**The problem**. Give again, exactly as written, the lines of the records below from the line with "Clone this table" to the line with "type Row = [string, string, string, string, string, string];". Both end lines count; pictures do not.

**Material for this exercise**.
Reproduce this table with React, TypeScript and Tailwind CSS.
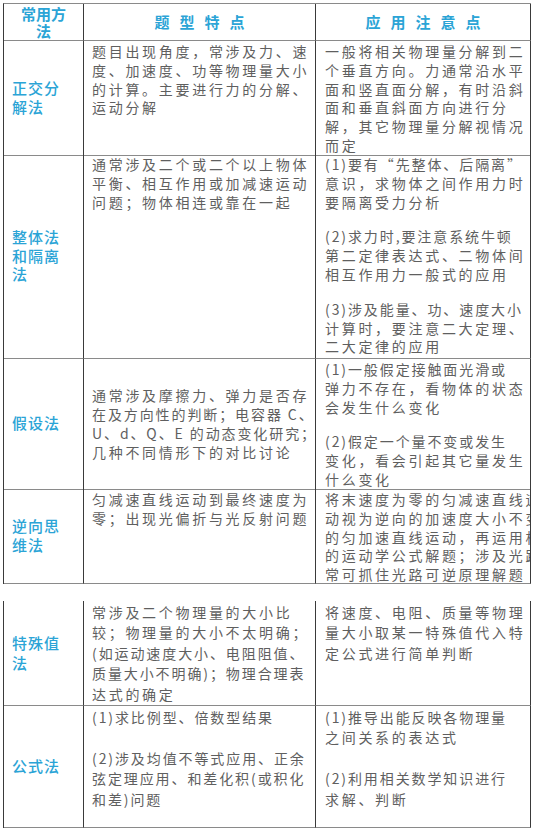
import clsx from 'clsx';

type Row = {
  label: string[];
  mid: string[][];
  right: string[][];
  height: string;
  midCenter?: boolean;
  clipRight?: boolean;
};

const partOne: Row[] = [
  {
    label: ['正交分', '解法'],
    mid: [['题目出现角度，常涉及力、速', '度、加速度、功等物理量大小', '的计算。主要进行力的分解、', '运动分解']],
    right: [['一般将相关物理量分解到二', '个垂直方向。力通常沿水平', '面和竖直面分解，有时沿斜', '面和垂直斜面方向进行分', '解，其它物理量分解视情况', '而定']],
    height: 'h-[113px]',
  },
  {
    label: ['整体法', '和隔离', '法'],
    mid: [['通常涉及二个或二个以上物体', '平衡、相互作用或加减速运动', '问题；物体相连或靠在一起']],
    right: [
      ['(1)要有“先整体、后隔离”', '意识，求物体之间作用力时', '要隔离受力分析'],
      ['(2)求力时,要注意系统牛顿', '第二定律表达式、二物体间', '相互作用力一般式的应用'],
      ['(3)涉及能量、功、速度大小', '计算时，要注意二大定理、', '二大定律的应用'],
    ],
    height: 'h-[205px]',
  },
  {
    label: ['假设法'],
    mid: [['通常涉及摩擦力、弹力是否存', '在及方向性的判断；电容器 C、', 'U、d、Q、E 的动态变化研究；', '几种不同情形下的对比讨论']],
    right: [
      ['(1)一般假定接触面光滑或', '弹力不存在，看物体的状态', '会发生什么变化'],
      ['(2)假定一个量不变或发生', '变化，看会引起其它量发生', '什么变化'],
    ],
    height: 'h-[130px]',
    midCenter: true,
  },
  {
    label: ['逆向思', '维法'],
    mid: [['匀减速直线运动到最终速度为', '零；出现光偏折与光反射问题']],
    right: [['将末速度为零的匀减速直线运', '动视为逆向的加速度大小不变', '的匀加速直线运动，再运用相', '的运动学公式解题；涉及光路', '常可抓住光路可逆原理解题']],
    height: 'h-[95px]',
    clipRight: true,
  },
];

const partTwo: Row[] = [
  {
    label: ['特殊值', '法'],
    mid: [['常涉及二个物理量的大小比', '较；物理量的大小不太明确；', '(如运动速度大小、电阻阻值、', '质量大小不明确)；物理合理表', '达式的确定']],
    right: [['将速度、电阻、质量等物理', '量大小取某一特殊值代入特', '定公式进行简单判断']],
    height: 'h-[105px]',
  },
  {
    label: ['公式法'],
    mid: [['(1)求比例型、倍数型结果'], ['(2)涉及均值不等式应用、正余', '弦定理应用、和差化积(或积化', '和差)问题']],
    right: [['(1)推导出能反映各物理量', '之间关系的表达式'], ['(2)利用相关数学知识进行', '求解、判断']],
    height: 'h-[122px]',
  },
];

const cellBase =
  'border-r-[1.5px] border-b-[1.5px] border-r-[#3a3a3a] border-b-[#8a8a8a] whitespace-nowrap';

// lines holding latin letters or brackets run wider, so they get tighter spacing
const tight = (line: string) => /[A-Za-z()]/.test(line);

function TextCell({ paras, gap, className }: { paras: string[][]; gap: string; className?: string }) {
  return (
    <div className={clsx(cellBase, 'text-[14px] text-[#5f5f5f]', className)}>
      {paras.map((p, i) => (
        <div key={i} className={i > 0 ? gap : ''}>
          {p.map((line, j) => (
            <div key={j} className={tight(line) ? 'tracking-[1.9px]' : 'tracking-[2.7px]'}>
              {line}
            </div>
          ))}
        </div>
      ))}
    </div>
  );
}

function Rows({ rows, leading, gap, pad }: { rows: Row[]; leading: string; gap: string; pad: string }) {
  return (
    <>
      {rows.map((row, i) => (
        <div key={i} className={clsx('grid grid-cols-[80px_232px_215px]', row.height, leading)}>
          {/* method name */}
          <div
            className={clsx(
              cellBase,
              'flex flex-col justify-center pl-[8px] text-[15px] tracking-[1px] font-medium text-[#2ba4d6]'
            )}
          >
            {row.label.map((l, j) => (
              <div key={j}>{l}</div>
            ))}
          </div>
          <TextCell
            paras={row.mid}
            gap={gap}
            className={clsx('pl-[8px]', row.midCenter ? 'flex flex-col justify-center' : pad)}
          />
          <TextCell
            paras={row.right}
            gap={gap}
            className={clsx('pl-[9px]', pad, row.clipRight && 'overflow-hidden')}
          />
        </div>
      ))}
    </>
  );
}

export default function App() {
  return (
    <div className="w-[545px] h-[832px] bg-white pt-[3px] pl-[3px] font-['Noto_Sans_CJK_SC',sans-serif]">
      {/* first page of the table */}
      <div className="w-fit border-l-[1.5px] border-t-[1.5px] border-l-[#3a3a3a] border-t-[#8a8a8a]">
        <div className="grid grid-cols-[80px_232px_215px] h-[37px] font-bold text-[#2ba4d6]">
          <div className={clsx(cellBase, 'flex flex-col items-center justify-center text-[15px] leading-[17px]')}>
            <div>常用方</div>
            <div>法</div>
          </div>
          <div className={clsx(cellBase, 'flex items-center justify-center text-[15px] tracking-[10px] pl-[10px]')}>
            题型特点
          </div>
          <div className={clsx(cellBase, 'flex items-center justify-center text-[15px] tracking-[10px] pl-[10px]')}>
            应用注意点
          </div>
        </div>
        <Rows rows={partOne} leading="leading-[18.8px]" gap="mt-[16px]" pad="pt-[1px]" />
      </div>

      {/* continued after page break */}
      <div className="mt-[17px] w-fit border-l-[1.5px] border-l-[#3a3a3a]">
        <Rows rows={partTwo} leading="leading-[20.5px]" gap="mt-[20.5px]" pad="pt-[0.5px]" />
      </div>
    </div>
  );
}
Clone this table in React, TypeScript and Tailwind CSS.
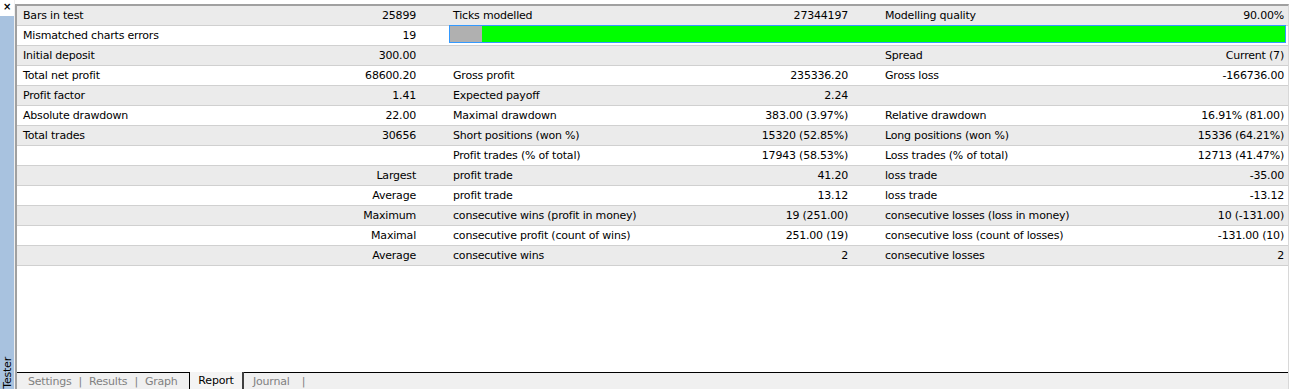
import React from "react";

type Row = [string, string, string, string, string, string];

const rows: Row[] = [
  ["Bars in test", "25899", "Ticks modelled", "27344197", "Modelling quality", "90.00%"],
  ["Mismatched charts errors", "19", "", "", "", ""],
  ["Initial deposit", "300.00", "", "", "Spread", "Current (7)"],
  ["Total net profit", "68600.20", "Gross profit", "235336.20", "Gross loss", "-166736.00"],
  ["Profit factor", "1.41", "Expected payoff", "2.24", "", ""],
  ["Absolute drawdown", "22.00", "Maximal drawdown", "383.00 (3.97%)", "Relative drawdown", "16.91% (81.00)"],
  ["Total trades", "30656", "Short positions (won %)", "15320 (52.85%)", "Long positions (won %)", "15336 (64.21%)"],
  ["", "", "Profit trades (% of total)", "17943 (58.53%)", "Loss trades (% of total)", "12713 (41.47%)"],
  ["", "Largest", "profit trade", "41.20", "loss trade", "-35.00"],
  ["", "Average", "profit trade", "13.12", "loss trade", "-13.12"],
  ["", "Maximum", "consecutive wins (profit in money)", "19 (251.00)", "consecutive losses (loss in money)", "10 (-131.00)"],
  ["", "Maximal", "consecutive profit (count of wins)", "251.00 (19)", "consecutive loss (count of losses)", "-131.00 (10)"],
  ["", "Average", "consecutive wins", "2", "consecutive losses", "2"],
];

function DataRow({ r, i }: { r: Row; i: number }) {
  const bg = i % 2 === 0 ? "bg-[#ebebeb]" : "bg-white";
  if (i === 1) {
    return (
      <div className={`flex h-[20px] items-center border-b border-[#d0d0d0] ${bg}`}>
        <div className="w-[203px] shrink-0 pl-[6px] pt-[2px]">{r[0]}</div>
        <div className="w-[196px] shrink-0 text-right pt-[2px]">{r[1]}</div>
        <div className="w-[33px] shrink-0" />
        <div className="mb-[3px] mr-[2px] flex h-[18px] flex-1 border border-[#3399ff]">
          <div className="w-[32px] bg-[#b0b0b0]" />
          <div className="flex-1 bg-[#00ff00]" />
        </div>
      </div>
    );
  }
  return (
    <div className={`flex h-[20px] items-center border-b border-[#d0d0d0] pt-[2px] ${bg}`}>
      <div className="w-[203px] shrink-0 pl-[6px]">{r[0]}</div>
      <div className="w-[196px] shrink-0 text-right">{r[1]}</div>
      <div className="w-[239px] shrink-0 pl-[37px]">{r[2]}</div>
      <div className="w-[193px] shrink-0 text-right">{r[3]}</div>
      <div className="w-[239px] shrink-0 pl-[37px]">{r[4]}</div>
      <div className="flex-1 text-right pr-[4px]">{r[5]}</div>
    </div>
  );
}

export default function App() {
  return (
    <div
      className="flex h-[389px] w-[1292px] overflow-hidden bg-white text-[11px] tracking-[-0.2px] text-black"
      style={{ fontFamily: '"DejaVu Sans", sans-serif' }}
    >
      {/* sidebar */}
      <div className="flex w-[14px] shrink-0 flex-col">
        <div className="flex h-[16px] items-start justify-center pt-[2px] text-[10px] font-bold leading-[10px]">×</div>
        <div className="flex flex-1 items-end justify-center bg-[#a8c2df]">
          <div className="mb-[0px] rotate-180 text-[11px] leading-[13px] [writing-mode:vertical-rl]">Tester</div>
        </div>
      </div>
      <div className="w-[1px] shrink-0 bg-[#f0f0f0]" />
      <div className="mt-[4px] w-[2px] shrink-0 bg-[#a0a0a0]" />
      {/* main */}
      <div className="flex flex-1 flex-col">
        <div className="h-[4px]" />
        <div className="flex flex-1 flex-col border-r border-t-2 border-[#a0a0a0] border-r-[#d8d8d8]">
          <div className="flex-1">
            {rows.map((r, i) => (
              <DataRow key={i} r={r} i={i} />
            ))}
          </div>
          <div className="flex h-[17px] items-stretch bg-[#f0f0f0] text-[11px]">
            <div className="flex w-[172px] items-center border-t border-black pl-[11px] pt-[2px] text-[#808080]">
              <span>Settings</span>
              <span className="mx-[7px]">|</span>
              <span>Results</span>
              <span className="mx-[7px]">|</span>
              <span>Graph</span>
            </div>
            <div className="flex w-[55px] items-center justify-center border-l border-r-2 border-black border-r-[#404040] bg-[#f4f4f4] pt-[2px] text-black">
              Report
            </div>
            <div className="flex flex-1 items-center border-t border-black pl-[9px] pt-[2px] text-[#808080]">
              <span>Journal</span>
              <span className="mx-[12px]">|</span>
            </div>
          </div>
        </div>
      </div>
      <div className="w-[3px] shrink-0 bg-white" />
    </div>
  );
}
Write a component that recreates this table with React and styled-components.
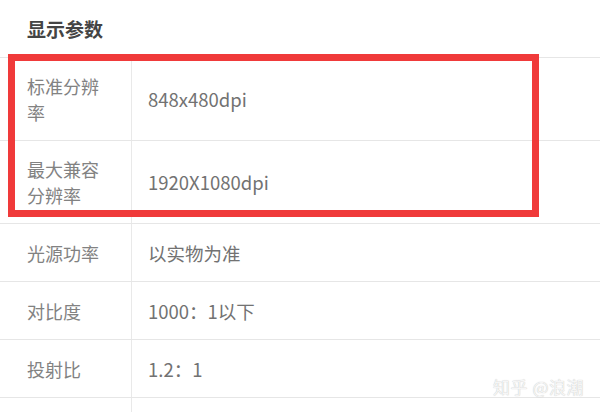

**Solution below**.
Clone this table in React, TypeScript and Tailwind CSS.
import React from "react";

type Row = [string, string, string, string, string, string];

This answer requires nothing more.